Franz Kafka, "A Common Confusion"
It all started when A. wanted to leave Michigan and go home to Palestine. And it was painfully clear to her: this was not about going back somewhere but rather about going home. The difference being as simple as this: you go back to some place that you have lived in the past, but you go home to a place that even though you may have never seen it in your life, still, it is as if you had; a place that is the other deep end of that pool of your created, acquired and invented memories. Most people - especially American writers of fiction - would tell you that going home is virtually impossible. And you know perfectly well that we don't ever leave home we simply drag it behind us wherever we go, walls, roof and all. Home - it is probably the one single thing we don't leave home without; and that would explain the rumbling in our wake.
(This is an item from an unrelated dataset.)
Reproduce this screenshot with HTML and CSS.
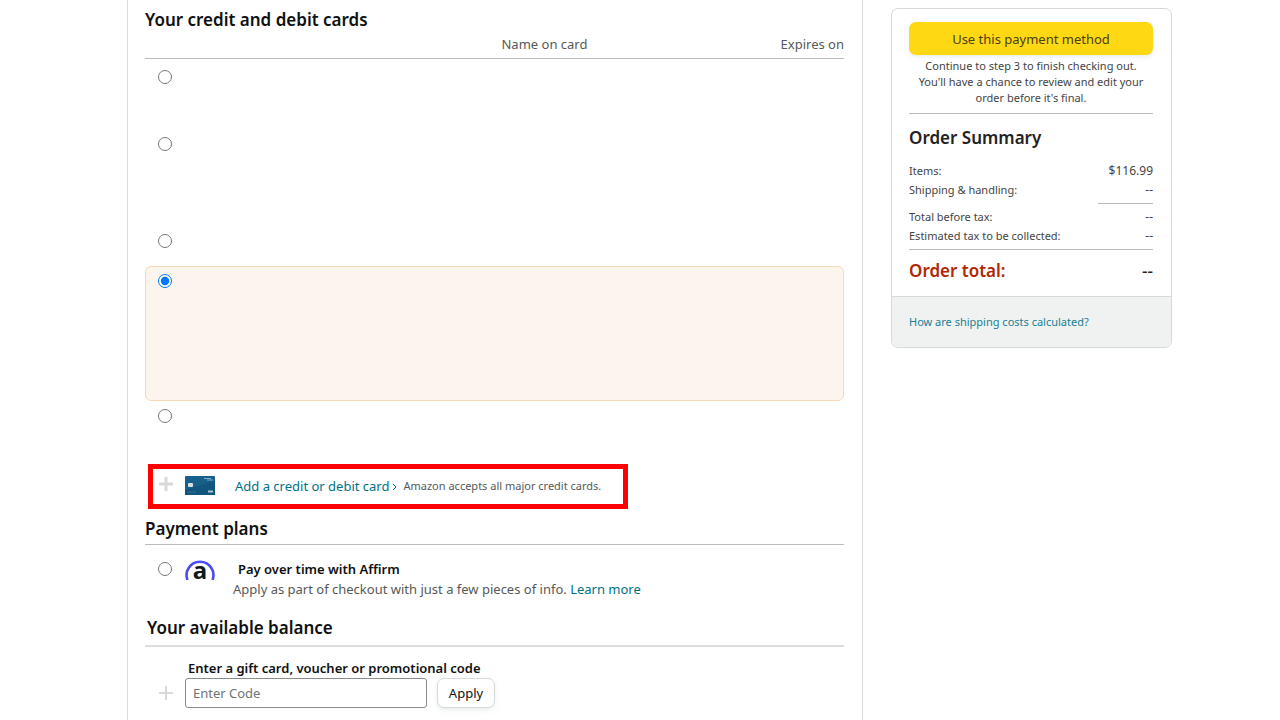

So A. wanted to go home to Palestine. The problem was - outside her imagined memories and imagined space, as created by her Palestinian father in the post-nostalgic world of Dearborn, Michigan - there was, there is, no Palestine to go to. The father belonged to those eight hundred thousand Palestinians who had been deterritorialized with the establishment of the State of Israel. Simply put, this meant that he had become a Palestinian refugee, after the Big Bang of 1948, and the scattering of the Palestinians upon the face of all the earth, as a biblical writer would have it. And after a decade in one of the refugee camps in Lebanon, he made it to Dearborn, Michigan, joining some distant cousins of Lebanese descent. And whenever he would reminisce about his Galilean home village in front of his new in-laws, those cousins would ruthlessly remind him of what other Palestinians, commenting on their tragedy, would usually say: "rahat Falasteen," meaning "Palestine is gone." True, the territory did not vanish in 1948, but theirs did, and it was renamed, thus cut from under their feet, hence gone. So there was no home to go to in the first place.
But A. wanted to go home to Palestine. And besides the geographical problem, or absence of it, there was the classic American problem of PR how would one attractively package for the benefit of one's American friends the following twofold problem of pure common sense. First, there's no place to go to, there's no Palestine. Of course, there is the Palestine of Sunday schools, the land endearingly called the Holy Land. So that was there alright, in the geography of the biblical mind, but the Palestine of the father was gone, and gone was its holy spirit for him and for his American-born daughter. Second, until now, everyone has had every reason to believe that home was here, in Mo-Town, Michigan, US; so what's the deal with this Palestine? That said, is a woman supposed to go home? Women, certainly according to the father's codes of decorum, are supposed to create their own homes, within the male domain; they are not supposed to go anywhere. Men do that. Men do that in fiction (American or otherwise); men do that in reality. Women are simply those who follow those men who want to go home.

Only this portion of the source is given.